Wednesday, March 27, 2013

What are the assets of English language?

English, the world’s lingua franca, has some intrinsic assets as well as liabilities. Today’s English language reflects many centuries of development. During this long journey, English has enriched itself from its contacts to other languages and cultures. Now, in number of speakers as well as uses for international communication, English is one of the most important languages of the world. But apart from the advantages, English also has some disadvantages which are also not negligible. Here follows a discussion on the relative advantages and disadvantages of English language. 

 In A History of The English Language, Abert C. Baugh and Thomas Cable pointed out three assets of English language which are as follows.

Rich vocabulary

One of the prominent assets of the English language is its enriched vocabulary. English has got mixed character of it’s vocabulary. English is classified as a Germanic language. That is to say,it belongs to the group of languages to which German, Dutch, Flemish, Swedish, and Norwegian also belong. It shares with these languages similar grammatical structure and many common words. On the other hand, more than half of its vocabulary is derived from Latin. Some of these borrowings have been direct, a great many through French, some through the other Romance languages. As a result, English also share a great number of words with those languages of Europe. To a lesser extend the English vocabulary contains borrowings from many other languages. Instead of making new words chiefly by the combination of existing elements, English has borrowed from Hebrew and Arabic, Hungarian, Hindi- Urdu, Bengali, Malay, Chinese, the languages of Java, Australia, Polynesia, West Africa and from one of the aboriginal languages of Brazil. And it has assimilated these heterogeneous elements so successfully. So,  cosmopolitan a vocabulary is an undoubted asset to any language that seeks to attain international use. Some examples of foreign words that are in use in English language.

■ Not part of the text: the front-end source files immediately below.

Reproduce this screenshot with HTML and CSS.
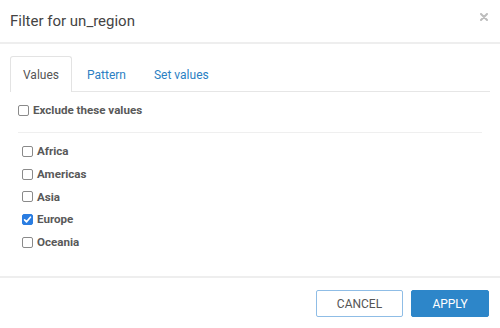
FILE: index.html
```html
<!DOCTYPE html>
<html>
<head>
    <title>Filter for un_region</title>
    <link rel="stylesheet" href="styles.css">
</head>
<body>
    <div class="modal">
        <div class="modal-header">
            <h4 class="modal-title">Filter for un_region</h4>
            <span class="close">
                <svg width="8" height="8" viewBox="0 0 8 8"><path d="M1 1L7 7M7 1L1 7" stroke="#bdbdbd" stroke-width="2" stroke-linecap="round"/></svg>
            </span>
        </div>

        <div class="modal-body">
            <ul class="tabs">
                <li class="tab active">Values</li>
                <li class="tab">Pattern</li>
                <li class="tab">Set values</li>
            </ul>

            <div class="tab-content">
                <label class="check exclude"><span class="box"></span>Exclude these values</label>
                <div class="divider"></div>
                <div class="values">
                    <label class="check"><span class="box"></span>Africa</label>
                    <label class="check"><span class="box"></span>Americas</label>
                    <label class="check"><span class="box"></span>Asia</label>
                    <label class="check"><span class="box checked"><svg width="9" height="9" viewBox="0 0 9 9"><path d="M1.6 4.8L3.6 6.8L7.4 2.2" fill="none" stroke="#fff" stroke-width="1.7" stroke-linecap="round" stroke-linejoin="round"/></svg></span>Europe</label>
                    <label class="check"><span class="box"></span>Oceania</label>
                </div>
            </div>
        </div>

        <div class="modal-footer">
            <button class="btn btn-cancel">CANCEL</button>
            <button class="btn btn-apply">APPLY</button>
        </div>
    </div>
</body>
</html>
```

FILE: styles.css
```css
body {
    margin: 0;
    background: #fff;
    font-family: Roboto, "Liberation Sans", sans-serif;
    color: #555;
}
.modal {
    width: 500px;
    height: 328px;
    display: flex;
    flex-direction: column;
}
.modal-header {
    height: 42px;
    padding: 0 10px;
    display: flex;
    align-items: center;
    justify-content: space-between;
    border-bottom: 2px solid #eee;
}
.modal-title {
    margin: 0;
    font-size: 15px;
    font-weight: 400;
    color: #444;
}
.close {
    display: flex;
    margin-right: 2px;
    margin-top: -8px;
}
.modal-body {
    flex: 1;
    padding: 12px 10px 0;
}
.tabs {
    list-style: none;
    margin: 0;
    padding: 0;
    display: flex;
    height: 35px;
    border-bottom: 1px solid #e6e6e6;
}
.tab {
    padding: 0 12px;
    margin-right: 2px;
    margin-bottom: -1px;
    border: 1px solid transparent;
    border-bottom: none;
    border-radius: 3px 3px 0 0;
    display: flex;
    align-items: center;
    font-size: 12px;
    color: #2b7fc3;
}
.tab.active {
    border-color: #e3e3e3;
    background: #fff;
    color: #555;
}
.tab-content {
    padding: 0 8px;
}
.check {
    display: flex;
    align-items: center;
    font-size: 11.6px;
    font-weight: 700;
    color: #595959;
}
.box {
    width: 9px;
    height: 9px;
    border: 1px solid #8a8a8a;
    border-radius: 2px;
    margin-right: 4px;
    display: flex;
    align-items: center;
    justify-content: center;
}
.box.checked {
    background: #2a7de1;
    border-color: #2a7de1;
}
.exclude {
    height: 36px;
    margin-bottom: 4px;
}
.divider {
    height: 1px;
    background: #efefef;
    margin-bottom: 7px;
}
.values {
    padding-left: 4px;
}
.values .check {
    height: 22.7px;
}
.modal-footer {
    height: 38px;
    border-top: 2px solid #eee;
    padding: 12px 11px 0 0;
    display: flex;
    justify-content: flex-end;
    align-items: flex-start;
    gap: 8px;
}
.btn {
    height: 27px;
    font-family: Roboto, "Liberation Sans", sans-serif;
    font-size: 12px;
    border-radius: 2px;
    cursor: pointer;
}
.btn-cancel {
    width: 87px;
    background: #fff;
    border: 1px solid #8fbde6;
    color: #555;
}
.btn-apply {
    width: 78px;
    background: #2d86c9;
    border: 1px solid #2d86c9;
    color: #fff;
}
```
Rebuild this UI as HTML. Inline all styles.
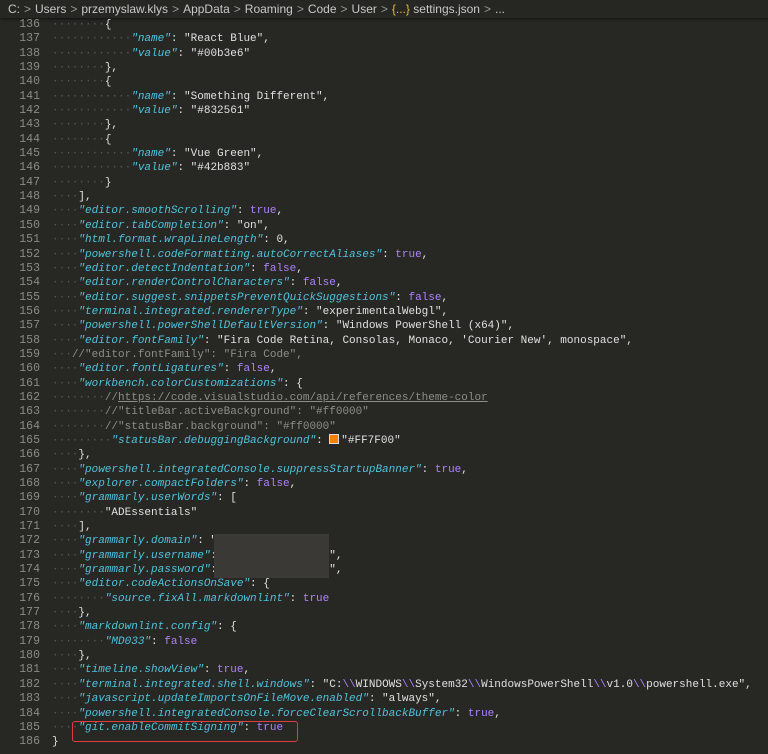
<!DOCTYPE html>
<html><head><meta charset="utf-8"><style>
body{margin:0;width:768px;height:754px;background:#272723;overflow:hidden;font-family:"Liberation Mono",monospace;}
.bc{position:absolute;left:0;top:0;width:768px;height:18px;background:#262623;color:#c8c8c8;font:12px "Liberation Sans",sans-serif;line-height:18px;padding-left:8px;white-space:nowrap;box-shadow:0 1px 3px #111;}
.bc .s{color:#999;margin:0 4px}
.bc .j{color:#e2b93b}
pre{position:absolute;margin:0;top:18px;font-size:11px;line-height:14.34px;color:#e0e0e0;}
#ln{left:0;width:40px;text-align:right;color:#8a8a86;font-size:11.5px;}
#code{left:52px;}
.k{color:#4ec3de;font-style:italic}
.b{color:#ae81ff}
.c{color:#8c8c88}
.d{color:#555}
.blur{position:absolute;left:214px;top:534px;width:115px;height:44px;background:#3a3936;}
.box{position:absolute;left:72px;top:721px;width:224px;height:19px;border:1px solid #e03c3c;border-radius:3px;}
.sw{display:inline-block;width:8px;height:8px;background:#ff7f00;border:1px solid #ddd;vertical-align:-1px;margin-right:2px}
</style></head><body>
<div class="bc">C:<span class="s">&gt;</span>Users<span class="s">&gt;</span>przemyslaw.klys<span class="s">&gt;</span>AppData<span class="s">&gt;</span>Roaming<span class="s">&gt;</span>Code<span class="s">&gt;</span>User<span class="s">&gt;</span><span class="j">{...}</span> settings.json<span class="s">&gt;</span>...</div>
<pre id="ln">136
137
138
139
140
141
142
143
144
145
146
147
148
149
150
151
152
153
154
155
156
157
158
159
160
161
162
163
164
165
166
167
168
169
170
171
172
173
174
175
176
177
178
179
180
181
182
183
184
185
186</pre>
<pre id="code"><span class="d">········</span>{
<span class="d">············</span><span class="k">"name"</span>: "React Blue",
<span class="d">············</span><span class="k">"value"</span>: "#00b3e6"
<span class="d">········</span>},
<span class="d">········</span>{
<span class="d">············</span><span class="k">"name"</span>: "Something Different",
<span class="d">············</span><span class="k">"value"</span>: "#832561"
<span class="d">········</span>},
<span class="d">········</span>{
<span class="d">············</span><span class="k">"name"</span>: "Vue Green",
<span class="d">············</span><span class="k">"value"</span>: "#42b883"
<span class="d">········</span>}
<span class="d">····</span>],
<span class="d">····</span><span class="k">"editor.smoothScrolling"</span>: <span class="b">true</span>,
<span class="d">····</span><span class="k">"editor.tabCompletion"</span>: "on",
<span class="d">····</span><span class="k">"html.format.wrapLineLength"</span>: 0,
<span class="d">····</span><span class="k">"powershell.codeFormatting.autoCorrectAliases"</span>: <span class="b">true</span>,
<span class="d">····</span><span class="k">"editor.detectIndentation"</span>: <span class="b">false</span>,
<span class="d">····</span><span class="k">"editor.renderControlCharacters"</span>: <span class="b">false</span>,
<span class="d">····</span><span class="k">"editor.suggest.snippetsPreventQuickSuggestions"</span>: <span class="b">false</span>,
<span class="d">····</span><span class="k">"terminal.integrated.rendererType"</span>: "experimentalWebgl",
<span class="d">····</span><span class="k">"powershell.powerShellDefaultVersion"</span>: "Windows PowerShell (x64)",
<span class="d">····</span><span class="k">"editor.fontFamily"</span>: "Fira Code Retina, Consolas, Monaco, 'Courier New', monospace",
<span class="d">···</span><span class="c">//"editor.fontFamily": "Fira Code",</span>
<span class="d">····</span><span class="k">"editor.fontLigatures"</span>: <span class="b">false</span>,
<span class="d">····</span><span class="k">"workbench.colorCustomizations"</span>: {
<span class="d">········</span><span class="c">//<u>https://code.visualstudio.com/api/references/theme-color</u></span>
<span class="d">········</span><span class="c">//"titleBar.activeBackground": "#ff0000"</span>
<span class="d">········</span><span class="c">//"statusBar.background": "#ff0000"</span>
<span class="d">·········</span><span class="k">"statusBar.debuggingBackground"</span>: <span class="sw"></span>"#FF7F00"
<span class="d">····</span>},
<span class="d">····</span><span class="k">"powershell.integratedConsole.suppressStartupBanner"</span>: <span class="b">true</span>,
<span class="d">····</span><span class="k">"explorer.compactFolders"</span>: <span class="b">false</span>,
<span class="d">····</span><span class="k">"grammarly.userWords"</span>: [
<span class="d">········</span>"ADEssentials"
<span class="d">····</span>],
<span class="d">····</span><span class="k">"grammarly.domain"</span>: "
<span class="d">····</span><span class="k">"grammarly.username"</span>:                 ",
<span class="d">····</span><span class="k">"grammarly.password"</span>:                 ",
<span class="d">····</span><span class="k">"editor.codeActionsOnSave"</span>: {
<span class="d">········</span><span class="k">"source.fixAll.markdownlint"</span>: <span class="b">true</span>
<span class="d">····</span>},
<span class="d">····</span><span class="k">"markdownlint.config"</span>: {
<span class="d">········</span><span class="k">"MD033"</span>: <span class="b">false</span>
<span class="d">····</span>},
<span class="d">····</span><span class="k">"timeline.showView"</span>: <span class="b">true</span>,
<span class="d">····</span><span class="k">"terminal.integrated.shell.windows"</span>: "C:<span class="b">\\</span>WINDOWS<span class="b">\\</span>System32<span class="b">\\</span>WindowsPowerShell<span class="b">\\</span>v1.0<span class="b">\\</span>powershell.exe",
<span class="d">····</span><span class="k">"javascript.updateImportsOnFileMove.enabled"</span>: "always",
<span class="d">····</span><span class="k">"powershell.integratedConsole.forceClearScrollbackBuffer"</span>: <span class="b">true</span>,
<span class="d">····</span><span class="k">"git.enableCommitSigning"</span>: <span class="b">true</span>
}</pre>
<div class="blur"></div>
<div class="box"></div>
</body></html>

Words from Italian language: balcony, canto, duet
Words from Spanish: alligator, cargo, mosquito
Words from Persian : jasmine, dervish, divan

Inflectional simplicity: 

A second asset that English possesses to a preeminent degree is inflectional simplicity. In the process of simplification, English has gone further than any other language in Europe. Inflections in the noun as spoken have been reduced to a sign of the plural and a form for the possessive case e.g. boy, boys and boy, boy’s etc. The elaborate Germanic inflection of the adjective has been completely eliminated except for the simple indication of the comparative and the superlative degrees e.g. fast, faster, fastest. The verb has been simplified by the loss of practically all the personal endings, the almost complete abandonment of any distinction between the singular and the plural, and the gradual discard of the subjunctive mood. The complicated agreements that make German difficult for the non-native speaker are absent from English.

Natural gender:

In the third place, English enjoys an exceptional advantage over all other major European languages in having adopted natural gender. Other European languages such as French require a student memorizing, along with the meaning of every noun, its gender.  In the Romance languages, for example, there are only two genders- masculine or feminine. In the Germanic languages, the distribution of the three genders appears to the English student to be quite arbitrary. The distinction must be constantly kept in mind. In Germany, for example, sonne (sun) is feminine and mond (moon) is masculine. In the English language all this was stripped away during the Middle English period. Gender in English is determined by meaning all nouns naming living creatures are masculine or feminine according to the sex of the individual, and all other nouns are neuter. But when English speakers speak of a ship as feminine, sun and moon as masculine or feminine, they only mean to use them is rhetorical purpose , but not for grammatical purpose.


A History of the English Language. Baugh, Albert C., and Thomas Cable. 4th ed. Englewood Cliffs, New Jersey: Prentice Hall, 1993.